Charlie Oates taught movement and the creation of original physical theatre in the Department of Theatre and Dance, retiring in 2017. At UCSD, he directed Not Them!, 10 Human Beings, Heart of a Dog, Seven Against Thebes, A Lie of the Mind, Out of Silence: Stories, Poems and Essays from the Afghan Women Writer’s Project, War of the Worlds, Damascus and Peer Gynt. For Creede Repertory Theatre he has directed many productions, among them, The Mystery of Irma Vep, A Beautiful Country, Ladder to the Moon and Mrs. Mannerly.
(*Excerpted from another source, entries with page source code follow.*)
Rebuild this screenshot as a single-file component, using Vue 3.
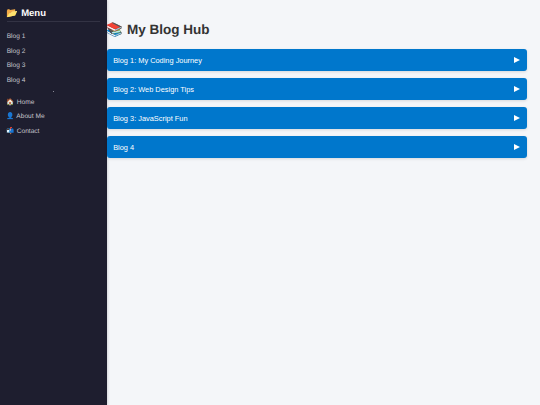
<template>
  <div class="layout">
    <aside class="sidebar">
      <h2 class="menu-title">📂 Menu</h2>
      <ul class="blog-links">
        <li v-for="blog in blogs" :key="blog.id">{{ blog.short }}</li>
      </ul>
      <div class="divider"></div>
      <ul class="page-links">
        <li v-for="page in pages" :key="page">{{ page }}</li>
      </ul>
    </aside>
    <main class="content">
      <h1 class="page-title">📚 My Blog Hub</h1>
      <div class="blog-list">
        <button v-for="blog in blogs" :key="blog.id" class="blog-row">
          <span>{{ blog.title }}</span>
          <span class="arrow"></span>
        </button>
      </div>
    </main>
  </div>
</template>

<script setup>
const blogs = [
  { id: 1, short: 'Blog 1', title: 'Blog 1: My Coding Journey' },
  { id: 2, short: 'Blog 2', title: 'Blog 2: Web Design Tips' },
  { id: 3, short: 'Blog 3', title: 'Blog 3: JavaScript Fun' },
  { id: 4, short: 'Blog 4', title: 'Blog 4' }
]

const pages = ['🏠 Home', '👤 About Me', '📬 Contact']
</script>

<style>
html,
body {
  margin: 0;
  background: #f4f6f9;
}
</style>

<style scoped>
.layout {
  display: flex;
  width: 540px;
  height: 405px;
  overflow: hidden;
  font-family: "Liberation Sans", Arial, sans-serif;
  text-rendering: geometricPrecision;
  background: #f4f6f9;
}

.sidebar {
  box-sizing: border-box;
  width: 106.5px;
  flex: none;
  padding: 6px 6.7px 0;
  background: #1e1e2f;
  box-shadow: 1px 0 2px rgba(0, 0, 0, 0.12);
}

.menu-title {
  margin: 0;
  height: 15px;
  line-height: 15px;
  font-size: 9.5px;
  font-weight: 700;
  color: #fff;
  border-bottom: 1px solid #333344;
}

ul {
  margin: 0;
  padding: 0;
  list-style: none;
}

.blog-links {
  margin-top: 8px;
}

.blog-links li,
.page-links li {
  height: 14.5px;
  line-height: 14.5px;
  font-size: 6.6px;
  color: #c4c4cc;
  white-space: nowrap;
}

.divider {
  width: 1px;
  height: 1px;
  margin: 3px 0 3px 46px;
  background: #8a8a96;
}

.page-links {
  margin-top: 3.5px;
}

.page-links li {
  height: 14.8px;
}

.content {
  flex: 1;
  padding: 20px 13px 0 0;
}

.page-title {
  margin: 0 0 9px;
  height: 20px;
  line-height: 20px;
  font-size: 13.5px;
  font-weight: 700;
  color: #333;
  white-space: nowrap;
}

.blog-list {
  display: flex;
  flex-direction: column;
  gap: 7px;
}

.blog-row {
  display: flex;
  align-items: center;
  justify-content: space-between;
  box-sizing: border-box;
  width: 100%;
  height: 22px;
  padding: 0 7px 0 6.7px;
  border: 0;
  border-radius: 3px;
  background: #0077cc;
  box-shadow: 0 1px 3px rgba(0, 0, 0, 0.12);
  color: #fff;
  font-family: inherit;
  font-size: 7.4px;
  text-align: left;
}

.arrow {
  width: 0;
  height: 0;
  border-left: 6px solid #fff;
  border-top: 3px solid transparent;
  border-bottom: 3px solid transparent;
}
</style>
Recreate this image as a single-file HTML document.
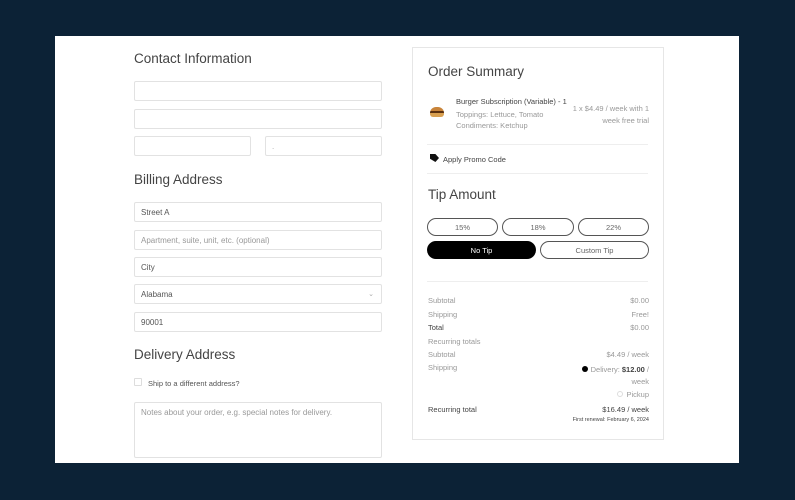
<!DOCTYPE html>
<html><head><meta charset="utf-8"><style>
*{box-sizing:border-box;margin:0;padding:0}
body{width:795px;height:500px;background:#0c2236;font-family:"Liberation Sans",sans-serif;position:relative;overflow:hidden}
.p{position:absolute;left:55px;top:36px;width:684px;height:427px;background:#fff}
.a{position:absolute}
.in{position:absolute;border:1px solid #e2e2e2;border-radius:2px;background:#fff;font-size:8px;color:#555;padding-left:6px;display:flex;align-items:center}
.h{position:absolute;font-size:13.5px;color:#444}
.t{position:absolute;font-size:7.5px;color:#999}
.r{text-align:right}
.btn{position:absolute;border:1px solid #555;border-radius:10px;font-size:7.5px;color:#666;display:flex;align-items:center;justify-content:center;height:18px}
</style></head><body>
<div class="p"></div>
<div class="h" style="left:134px;top:51px">Contact Information</div>
<div class="in" style="left:134px;top:81px;width:248px;height:20px"></div>
<div class="in" style="left:134px;top:109px;width:248px;height:20px"></div>
<div class="in" style="left:134px;top:136px;width:117px;height:20px"></div>
<div class="in" style="left:265px;top:136px;width:117px;height:20px;color:#aaa">.</div>
<div class="h" style="left:134px;top:172px">Billing Address</div>
<div class="in" style="left:134px;top:202px;width:248px;height:20px">Street A</div>
<div class="in" style="left:134px;top:230px;width:248px;height:20px;color:#999">Apartment, suite, unit, etc. (optional)</div>
<div class="in" style="left:134px;top:257px;width:248px;height:20px">City</div>
<div class="in" style="left:134px;top:284px;width:248px;height:20px">Alabama<span style="position:absolute;right:7px;color:#aaa;font-size:7px">⌄</span></div>
<div class="in" style="left:134px;top:312px;width:248px;height:20px">90001</div>
<div class="h" style="left:134px;top:347px">Delivery Address</div>
<div class="a" style="left:134px;top:378px;width:8px;height:8px;border:1px solid #ddd;border-radius:1px"></div>
<div class="t" style="left:148px;top:379px;color:#555">Ship to a different address?</div>
<div class="in" style="left:134px;top:402px;width:248px;height:56px;align-items:flex-start;padding-top:5px;color:#999">Notes about your order, e.g. special notes for delivery.</div>

<div class="a" style="left:412px;top:47px;width:252px;height:393px;border:1px solid #e6e6e6"></div>
<div class="h" style="left:428px;top:64px">Order Summary</div>
<div class="a" style="left:430px;top:107px;width:14px;height:10px;border-radius:6px 6px 3px 3px;background:linear-gradient(#c8843a 0 40%,#5a3010 40% 60%,#d9a050 60%)"></div>
<div class="t" style="left:456px;top:97px;color:#444">Burger Subscription (Variable) - 1</div>
<div class="t" style="left:456px;top:110px">Toppings: Lettuce, Tomato</div>
<div class="t" style="left:456px;top:121px">Condiments: Ketchup</div>
<div class="t r" style="left:565px;top:103px;width:84px;line-height:12px">1 x $4.49 / week with 1 week free trial</div>
<div class="a" style="left:427px;top:144px;width:221px;height:1px;background:#eee"></div>
<div class="a" style="left:430px;top:154px;width:9px;height:8px;background:#111;clip-path:polygon(0 0,60% 0,100% 50%,60% 100%,0 60%)"></div>
<div class="t" style="left:443px;top:155px;color:#444">Apply Promo Code</div>
<div class="a" style="left:427px;top:173px;width:221px;height:1px;background:#eee"></div>
<div class="h" style="left:428px;top:187px">Tip Amount</div>
<div class="btn" style="left:427px;top:218px;width:71px">15%</div>
<div class="btn" style="left:502px;top:218px;width:72px">18%</div>
<div class="btn" style="left:578px;top:218px;width:71px">22%</div>
<div class="btn" style="left:427px;top:241px;width:109px;background:#000;color:#fff;border-color:#000">No Tip</div>
<div class="btn" style="left:540px;top:241px;width:109px">Custom Tip</div>
<div class="a" style="left:427px;top:281px;width:221px;height:1px;background:#eee"></div>
<div class="t" style="left:428px;top:296px">Subtotal</div><div class="t r" style="left:560px;top:296px;width:89px">$0.00</div>
<div class="t" style="left:428px;top:310px">Shipping</div><div class="t r" style="left:560px;top:310px;width:89px">Free!</div>
<div class="t" style="left:428px;top:323px;color:#444">Total</div><div class="t r" style="left:560px;top:323px;width:89px">$0.00</div>
<div class="t" style="left:428px;top:337px">Recurring totals</div>
<div class="t" style="left:428px;top:350px">Subtotal</div><div class="t r" style="left:560px;top:350px;width:89px">$4.49 / week</div>
<div class="t" style="left:428px;top:363px">Shipping</div>
<div class="t r" style="left:574px;top:364px;width:75px;line-height:12px"><span style="display:inline-block;width:6px;height:6px;border-radius:50%;background:#000;margin-right:3px"></span>Delivery: <b style="color:#444">$12.00</b> / week</div>
<div class="t r" style="left:560px;top:390px;width:89px"><span style="display:inline-block;width:6px;height:6px;border-radius:50%;border:1px solid #ddd;margin-right:3px"></span>Pickup</div>
<div class="t" style="left:428px;top:405px;color:#444">Recurring total</div><div class="t r" style="left:560px;top:405px;width:89px;color:#444">$16.49 / week</div>
<div class="t r" style="left:540px;top:417px;width:109px;font-size:5.5px;color:#444">First renewal: February 6, 2024</div>
</body></html>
Productions elsewhere include: Where I Live and Fresh Paint for the Denver Center Theatre Company, Flush at Theatre Alfred in Prague, Save You, Hate Me at RAW Tempel in Berlin, Fool for Love at Chalk Rep, Fuatia’s Future for Calico Young People’s Theatre of New Zealand, That’s Baseball at the San Diego Rep and recently, Morph Masters for Phamaly Theatre Company in Denver. He has performed on the streets of Europe and toured theaters throughout the U.S., Europe, Canada, Mexico, New Zealand and Australia. His work as a performer and creator of new works includes Truck Dog (with James Donlon), Staying Married (with Moira Keefe) and Man Overboard. He has been a movement coach and fight choreographer for productions at La Jolla Playhouse, The Old Globe, San Diego Rep, Denver Center Theatre Company, Chautauqua Theatre Company, Mixed Blood and the Cincinnati Playhouse. As a teacher, he has been a guest at leading actor training programs around the world, taught in programs for disadvantaged populations and in elementary and high schools. While at UCSD he served as department chair and was a recipient of the Academic Senate Distinguished Teaching Award. He lives in Missoula, Montana.